EXERCISE REQUIREMENTS - Report each line of the data that has "React" somewhere in it.

PROVIDED INFORMATION -
━━━━━━━━━━━━━━━━━━━━

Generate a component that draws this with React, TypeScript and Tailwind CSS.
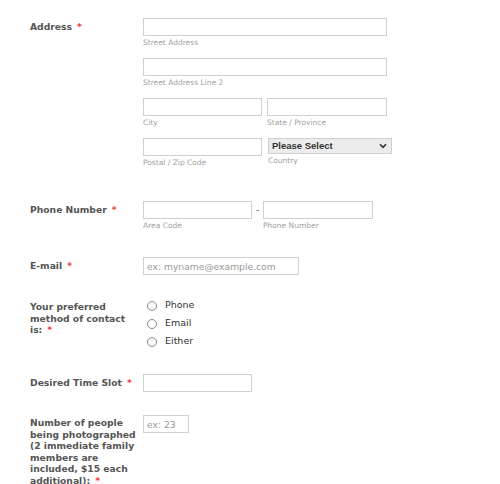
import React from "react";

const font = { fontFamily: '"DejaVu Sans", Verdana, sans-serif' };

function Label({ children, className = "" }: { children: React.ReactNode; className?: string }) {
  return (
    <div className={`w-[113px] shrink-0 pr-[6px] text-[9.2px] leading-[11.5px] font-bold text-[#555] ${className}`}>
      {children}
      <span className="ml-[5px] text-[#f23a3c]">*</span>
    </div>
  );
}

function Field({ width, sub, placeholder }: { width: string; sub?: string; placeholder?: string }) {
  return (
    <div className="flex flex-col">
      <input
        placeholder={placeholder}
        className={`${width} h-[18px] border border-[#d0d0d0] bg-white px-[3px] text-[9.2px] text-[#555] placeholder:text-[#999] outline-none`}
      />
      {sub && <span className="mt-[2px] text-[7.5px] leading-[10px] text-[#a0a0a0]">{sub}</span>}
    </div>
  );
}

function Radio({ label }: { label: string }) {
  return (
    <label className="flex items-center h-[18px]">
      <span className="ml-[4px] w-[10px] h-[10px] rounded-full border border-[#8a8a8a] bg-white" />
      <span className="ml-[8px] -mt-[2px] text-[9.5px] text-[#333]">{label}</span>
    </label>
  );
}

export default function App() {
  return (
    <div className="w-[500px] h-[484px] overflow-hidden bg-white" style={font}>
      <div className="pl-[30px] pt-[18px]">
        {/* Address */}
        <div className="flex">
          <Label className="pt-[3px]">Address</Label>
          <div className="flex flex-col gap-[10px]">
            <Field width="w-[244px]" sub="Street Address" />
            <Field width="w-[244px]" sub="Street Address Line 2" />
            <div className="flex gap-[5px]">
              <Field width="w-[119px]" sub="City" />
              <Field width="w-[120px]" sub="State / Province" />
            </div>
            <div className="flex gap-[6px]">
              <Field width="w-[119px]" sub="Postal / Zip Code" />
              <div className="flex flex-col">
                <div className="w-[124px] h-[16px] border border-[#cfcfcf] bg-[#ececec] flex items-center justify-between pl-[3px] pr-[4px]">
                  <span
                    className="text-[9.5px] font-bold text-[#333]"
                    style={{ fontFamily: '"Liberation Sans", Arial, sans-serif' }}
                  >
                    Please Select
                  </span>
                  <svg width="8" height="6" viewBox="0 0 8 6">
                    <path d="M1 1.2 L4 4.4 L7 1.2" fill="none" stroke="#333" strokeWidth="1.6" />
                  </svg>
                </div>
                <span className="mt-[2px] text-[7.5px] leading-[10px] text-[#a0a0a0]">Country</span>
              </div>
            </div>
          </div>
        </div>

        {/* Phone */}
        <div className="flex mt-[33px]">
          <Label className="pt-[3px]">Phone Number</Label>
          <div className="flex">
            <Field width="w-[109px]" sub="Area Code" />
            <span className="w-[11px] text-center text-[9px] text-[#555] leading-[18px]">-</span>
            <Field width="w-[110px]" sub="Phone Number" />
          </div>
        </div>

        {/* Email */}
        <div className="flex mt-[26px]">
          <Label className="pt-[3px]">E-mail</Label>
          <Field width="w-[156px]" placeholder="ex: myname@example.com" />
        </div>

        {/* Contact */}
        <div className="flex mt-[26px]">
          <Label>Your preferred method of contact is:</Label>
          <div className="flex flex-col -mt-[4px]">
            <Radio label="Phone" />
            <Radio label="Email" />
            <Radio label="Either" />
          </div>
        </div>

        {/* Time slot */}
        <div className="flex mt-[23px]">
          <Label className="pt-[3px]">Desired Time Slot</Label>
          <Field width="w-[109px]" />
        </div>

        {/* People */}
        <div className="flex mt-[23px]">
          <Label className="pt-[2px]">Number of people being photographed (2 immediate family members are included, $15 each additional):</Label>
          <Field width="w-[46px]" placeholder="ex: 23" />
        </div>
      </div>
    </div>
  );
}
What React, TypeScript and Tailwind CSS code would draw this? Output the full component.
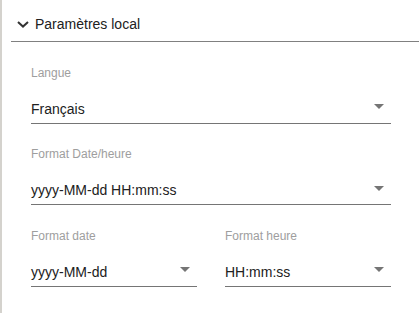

━━━━━━━━━━━━━━━━━━━━

RESULT -
Generate a component that draws this with React, TypeScript and Tailwind CSS.
import React from "react";
function Label({ children, className = "" }: { children: React.ReactNode; className?: string }) {
What React, TypeScript and Tailwind CSS code would draw this? Output the full component.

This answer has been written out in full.